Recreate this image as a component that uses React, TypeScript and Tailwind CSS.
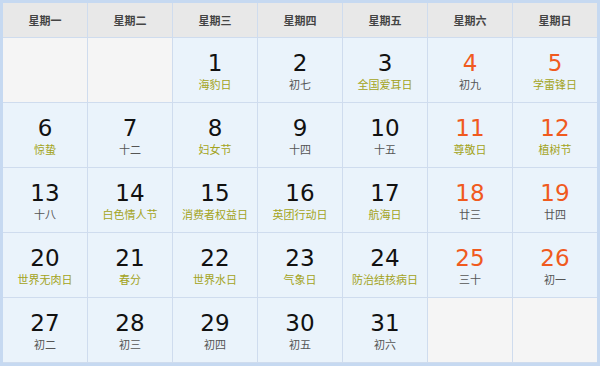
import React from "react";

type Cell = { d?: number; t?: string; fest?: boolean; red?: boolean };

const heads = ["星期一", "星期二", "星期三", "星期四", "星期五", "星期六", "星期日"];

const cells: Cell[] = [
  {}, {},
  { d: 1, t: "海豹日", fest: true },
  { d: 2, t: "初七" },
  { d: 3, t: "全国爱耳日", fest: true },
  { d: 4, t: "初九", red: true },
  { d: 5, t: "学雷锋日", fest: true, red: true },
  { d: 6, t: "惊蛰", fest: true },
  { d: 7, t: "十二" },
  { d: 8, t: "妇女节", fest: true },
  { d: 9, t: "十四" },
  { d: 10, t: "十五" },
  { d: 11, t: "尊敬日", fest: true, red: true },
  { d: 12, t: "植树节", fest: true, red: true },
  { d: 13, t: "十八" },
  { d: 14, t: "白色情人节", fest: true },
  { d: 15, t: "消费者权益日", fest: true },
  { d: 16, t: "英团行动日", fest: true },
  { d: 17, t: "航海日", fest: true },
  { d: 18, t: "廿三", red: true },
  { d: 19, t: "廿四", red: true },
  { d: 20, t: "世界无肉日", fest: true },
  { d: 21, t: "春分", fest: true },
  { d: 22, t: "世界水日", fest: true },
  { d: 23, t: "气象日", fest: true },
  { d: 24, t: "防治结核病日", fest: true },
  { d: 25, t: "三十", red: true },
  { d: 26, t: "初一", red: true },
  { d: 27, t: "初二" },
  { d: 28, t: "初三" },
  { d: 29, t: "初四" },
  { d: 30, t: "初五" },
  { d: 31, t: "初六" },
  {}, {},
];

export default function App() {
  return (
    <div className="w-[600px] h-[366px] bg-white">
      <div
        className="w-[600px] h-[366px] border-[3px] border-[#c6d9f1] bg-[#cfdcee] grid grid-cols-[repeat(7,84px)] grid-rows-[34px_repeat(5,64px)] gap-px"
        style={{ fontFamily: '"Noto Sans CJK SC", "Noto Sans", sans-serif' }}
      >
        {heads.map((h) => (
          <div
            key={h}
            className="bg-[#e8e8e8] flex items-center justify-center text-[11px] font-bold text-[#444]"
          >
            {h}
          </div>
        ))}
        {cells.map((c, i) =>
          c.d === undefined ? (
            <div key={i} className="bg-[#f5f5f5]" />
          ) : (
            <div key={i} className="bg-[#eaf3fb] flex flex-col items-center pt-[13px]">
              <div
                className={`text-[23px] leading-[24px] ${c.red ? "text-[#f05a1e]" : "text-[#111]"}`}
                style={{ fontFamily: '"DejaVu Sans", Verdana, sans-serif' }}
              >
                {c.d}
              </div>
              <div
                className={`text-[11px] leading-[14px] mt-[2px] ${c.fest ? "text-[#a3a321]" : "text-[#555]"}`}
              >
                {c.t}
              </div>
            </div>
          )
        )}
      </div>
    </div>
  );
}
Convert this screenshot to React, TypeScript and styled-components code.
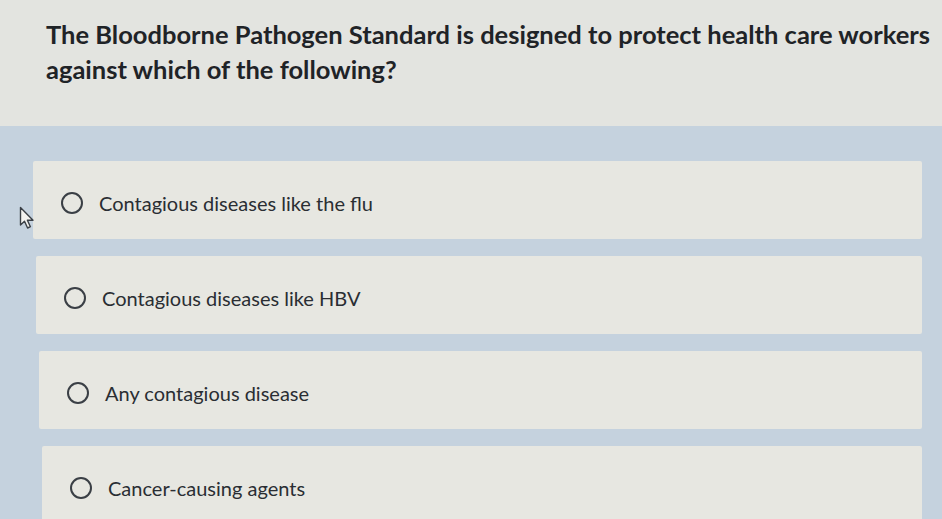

■ ■ ■ ■ ■

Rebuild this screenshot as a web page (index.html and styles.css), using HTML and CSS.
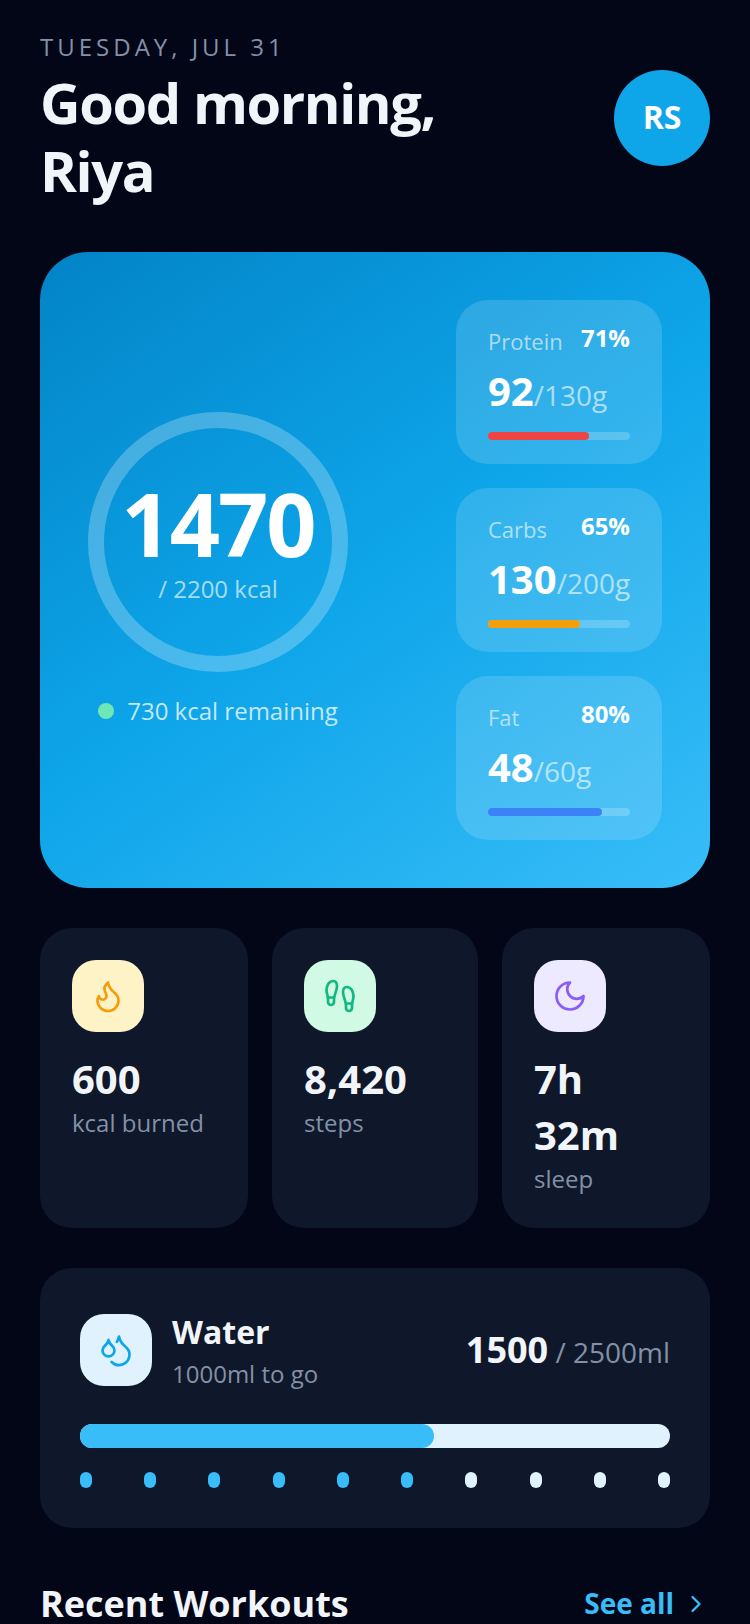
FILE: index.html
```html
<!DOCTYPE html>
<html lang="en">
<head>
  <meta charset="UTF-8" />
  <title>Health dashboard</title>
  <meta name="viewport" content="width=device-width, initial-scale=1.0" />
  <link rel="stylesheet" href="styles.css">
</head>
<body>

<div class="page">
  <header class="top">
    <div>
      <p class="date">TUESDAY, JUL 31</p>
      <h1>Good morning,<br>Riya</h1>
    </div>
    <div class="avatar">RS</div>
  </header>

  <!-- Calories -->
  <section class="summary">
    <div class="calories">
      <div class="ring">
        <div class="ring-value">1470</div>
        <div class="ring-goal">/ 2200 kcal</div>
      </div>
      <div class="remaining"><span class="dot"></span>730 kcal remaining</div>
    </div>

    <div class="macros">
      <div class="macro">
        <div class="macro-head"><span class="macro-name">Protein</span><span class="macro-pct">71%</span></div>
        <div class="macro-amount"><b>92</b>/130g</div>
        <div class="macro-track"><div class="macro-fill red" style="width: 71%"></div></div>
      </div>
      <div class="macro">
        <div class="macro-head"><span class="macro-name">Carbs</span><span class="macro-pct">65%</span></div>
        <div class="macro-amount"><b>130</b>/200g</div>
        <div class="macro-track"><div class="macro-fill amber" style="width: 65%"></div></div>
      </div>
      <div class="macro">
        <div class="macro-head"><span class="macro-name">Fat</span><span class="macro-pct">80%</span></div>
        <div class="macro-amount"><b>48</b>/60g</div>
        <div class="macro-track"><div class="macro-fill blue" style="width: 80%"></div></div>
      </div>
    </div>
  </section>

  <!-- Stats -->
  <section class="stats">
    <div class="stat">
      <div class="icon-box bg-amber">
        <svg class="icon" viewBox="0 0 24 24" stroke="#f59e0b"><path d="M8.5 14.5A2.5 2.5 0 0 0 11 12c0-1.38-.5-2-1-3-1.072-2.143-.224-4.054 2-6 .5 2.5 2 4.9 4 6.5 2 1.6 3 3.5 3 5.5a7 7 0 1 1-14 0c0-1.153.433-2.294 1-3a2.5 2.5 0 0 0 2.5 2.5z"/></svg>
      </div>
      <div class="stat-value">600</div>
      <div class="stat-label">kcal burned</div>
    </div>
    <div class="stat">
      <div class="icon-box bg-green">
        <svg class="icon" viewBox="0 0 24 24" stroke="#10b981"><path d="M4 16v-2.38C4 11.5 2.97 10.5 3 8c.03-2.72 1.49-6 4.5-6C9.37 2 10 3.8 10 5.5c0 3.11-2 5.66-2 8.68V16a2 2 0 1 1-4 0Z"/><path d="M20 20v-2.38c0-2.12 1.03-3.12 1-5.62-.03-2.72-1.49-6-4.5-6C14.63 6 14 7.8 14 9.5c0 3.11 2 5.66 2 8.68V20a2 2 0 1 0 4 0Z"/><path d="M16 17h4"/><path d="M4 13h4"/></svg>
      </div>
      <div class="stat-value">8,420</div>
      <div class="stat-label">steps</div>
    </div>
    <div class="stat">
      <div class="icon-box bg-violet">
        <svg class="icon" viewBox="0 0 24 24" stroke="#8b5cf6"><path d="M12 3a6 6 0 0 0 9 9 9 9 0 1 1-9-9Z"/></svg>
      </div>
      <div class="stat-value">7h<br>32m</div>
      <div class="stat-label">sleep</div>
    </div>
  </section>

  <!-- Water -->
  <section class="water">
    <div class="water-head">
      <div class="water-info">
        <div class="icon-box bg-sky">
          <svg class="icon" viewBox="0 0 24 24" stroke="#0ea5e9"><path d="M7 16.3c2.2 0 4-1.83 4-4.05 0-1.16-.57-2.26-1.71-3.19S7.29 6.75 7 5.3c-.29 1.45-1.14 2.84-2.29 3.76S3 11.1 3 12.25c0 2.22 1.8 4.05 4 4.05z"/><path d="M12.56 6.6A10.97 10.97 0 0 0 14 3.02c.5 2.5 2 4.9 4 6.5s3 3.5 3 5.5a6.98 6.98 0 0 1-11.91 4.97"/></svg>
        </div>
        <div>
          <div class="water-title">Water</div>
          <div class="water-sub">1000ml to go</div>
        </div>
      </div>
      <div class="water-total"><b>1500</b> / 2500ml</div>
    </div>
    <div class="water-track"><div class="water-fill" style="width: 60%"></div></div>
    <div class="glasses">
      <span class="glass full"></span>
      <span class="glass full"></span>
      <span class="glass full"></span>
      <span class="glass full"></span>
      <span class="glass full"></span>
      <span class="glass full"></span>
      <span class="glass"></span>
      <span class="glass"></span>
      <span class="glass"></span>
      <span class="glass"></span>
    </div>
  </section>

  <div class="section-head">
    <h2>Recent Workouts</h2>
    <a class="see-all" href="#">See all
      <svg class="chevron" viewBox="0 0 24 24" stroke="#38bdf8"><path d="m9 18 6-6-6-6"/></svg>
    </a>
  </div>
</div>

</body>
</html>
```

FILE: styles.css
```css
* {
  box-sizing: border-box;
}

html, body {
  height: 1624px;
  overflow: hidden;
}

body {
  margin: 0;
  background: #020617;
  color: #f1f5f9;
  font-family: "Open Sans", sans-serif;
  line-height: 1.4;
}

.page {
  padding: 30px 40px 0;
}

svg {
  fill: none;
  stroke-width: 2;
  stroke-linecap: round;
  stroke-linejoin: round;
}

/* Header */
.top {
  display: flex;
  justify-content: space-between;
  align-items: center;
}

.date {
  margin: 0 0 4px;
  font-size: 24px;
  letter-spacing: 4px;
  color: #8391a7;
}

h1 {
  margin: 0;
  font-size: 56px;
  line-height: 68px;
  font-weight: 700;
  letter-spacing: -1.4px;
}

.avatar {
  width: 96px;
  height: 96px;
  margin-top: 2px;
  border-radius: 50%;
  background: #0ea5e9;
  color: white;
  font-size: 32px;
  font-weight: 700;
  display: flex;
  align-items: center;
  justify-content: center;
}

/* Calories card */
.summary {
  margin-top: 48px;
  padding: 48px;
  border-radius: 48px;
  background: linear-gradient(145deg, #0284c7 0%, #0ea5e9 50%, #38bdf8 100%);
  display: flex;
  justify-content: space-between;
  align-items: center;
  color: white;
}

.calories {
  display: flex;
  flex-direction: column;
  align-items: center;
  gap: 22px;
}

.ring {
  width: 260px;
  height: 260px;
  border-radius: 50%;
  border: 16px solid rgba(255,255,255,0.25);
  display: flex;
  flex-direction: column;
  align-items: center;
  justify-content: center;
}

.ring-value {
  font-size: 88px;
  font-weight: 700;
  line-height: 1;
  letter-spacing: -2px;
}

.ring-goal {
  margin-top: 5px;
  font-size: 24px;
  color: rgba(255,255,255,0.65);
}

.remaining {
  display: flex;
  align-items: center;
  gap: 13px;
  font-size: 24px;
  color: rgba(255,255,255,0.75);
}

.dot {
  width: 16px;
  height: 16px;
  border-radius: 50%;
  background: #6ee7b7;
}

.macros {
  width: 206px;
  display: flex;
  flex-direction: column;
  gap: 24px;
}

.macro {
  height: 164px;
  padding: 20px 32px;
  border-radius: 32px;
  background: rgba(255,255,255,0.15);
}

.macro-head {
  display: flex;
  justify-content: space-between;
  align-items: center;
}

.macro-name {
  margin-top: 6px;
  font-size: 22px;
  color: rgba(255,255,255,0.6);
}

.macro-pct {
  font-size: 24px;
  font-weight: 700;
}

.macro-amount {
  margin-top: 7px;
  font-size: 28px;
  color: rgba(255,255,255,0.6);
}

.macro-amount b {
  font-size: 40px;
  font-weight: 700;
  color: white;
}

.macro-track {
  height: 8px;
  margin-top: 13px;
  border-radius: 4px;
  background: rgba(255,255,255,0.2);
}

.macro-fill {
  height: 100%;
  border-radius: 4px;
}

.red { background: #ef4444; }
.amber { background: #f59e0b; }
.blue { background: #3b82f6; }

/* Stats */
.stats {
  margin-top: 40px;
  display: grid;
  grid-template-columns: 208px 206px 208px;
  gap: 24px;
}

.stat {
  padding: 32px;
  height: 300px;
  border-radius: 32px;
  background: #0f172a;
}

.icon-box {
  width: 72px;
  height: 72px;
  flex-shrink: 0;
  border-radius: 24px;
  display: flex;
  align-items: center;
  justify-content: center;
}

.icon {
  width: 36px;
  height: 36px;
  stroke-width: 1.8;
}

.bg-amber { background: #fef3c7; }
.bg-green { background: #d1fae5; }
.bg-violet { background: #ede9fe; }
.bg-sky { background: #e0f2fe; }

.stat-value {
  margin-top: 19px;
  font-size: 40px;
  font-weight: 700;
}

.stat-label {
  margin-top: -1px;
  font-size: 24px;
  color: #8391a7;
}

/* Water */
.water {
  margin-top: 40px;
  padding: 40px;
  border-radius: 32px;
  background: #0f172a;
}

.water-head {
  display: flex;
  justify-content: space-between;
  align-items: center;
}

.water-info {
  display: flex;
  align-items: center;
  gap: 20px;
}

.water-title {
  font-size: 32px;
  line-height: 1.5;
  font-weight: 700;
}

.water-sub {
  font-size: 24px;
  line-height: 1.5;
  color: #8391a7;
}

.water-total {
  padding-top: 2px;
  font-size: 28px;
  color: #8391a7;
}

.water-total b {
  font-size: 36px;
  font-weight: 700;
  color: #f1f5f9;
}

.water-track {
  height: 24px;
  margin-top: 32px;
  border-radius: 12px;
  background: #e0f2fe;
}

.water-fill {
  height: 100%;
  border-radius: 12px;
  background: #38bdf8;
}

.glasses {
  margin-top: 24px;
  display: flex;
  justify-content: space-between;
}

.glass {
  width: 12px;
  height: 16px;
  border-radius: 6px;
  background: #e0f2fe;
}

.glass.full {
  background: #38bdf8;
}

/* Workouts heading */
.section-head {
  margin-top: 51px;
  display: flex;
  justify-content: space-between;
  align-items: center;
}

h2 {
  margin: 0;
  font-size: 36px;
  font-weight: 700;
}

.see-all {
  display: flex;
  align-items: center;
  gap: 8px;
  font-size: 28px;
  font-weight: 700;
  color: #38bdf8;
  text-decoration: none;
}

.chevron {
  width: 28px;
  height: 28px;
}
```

■ ■ ■ ■ ■

Task requirements: Say how many lines of the listing above contain "this", with no other words.

Response to the task: 3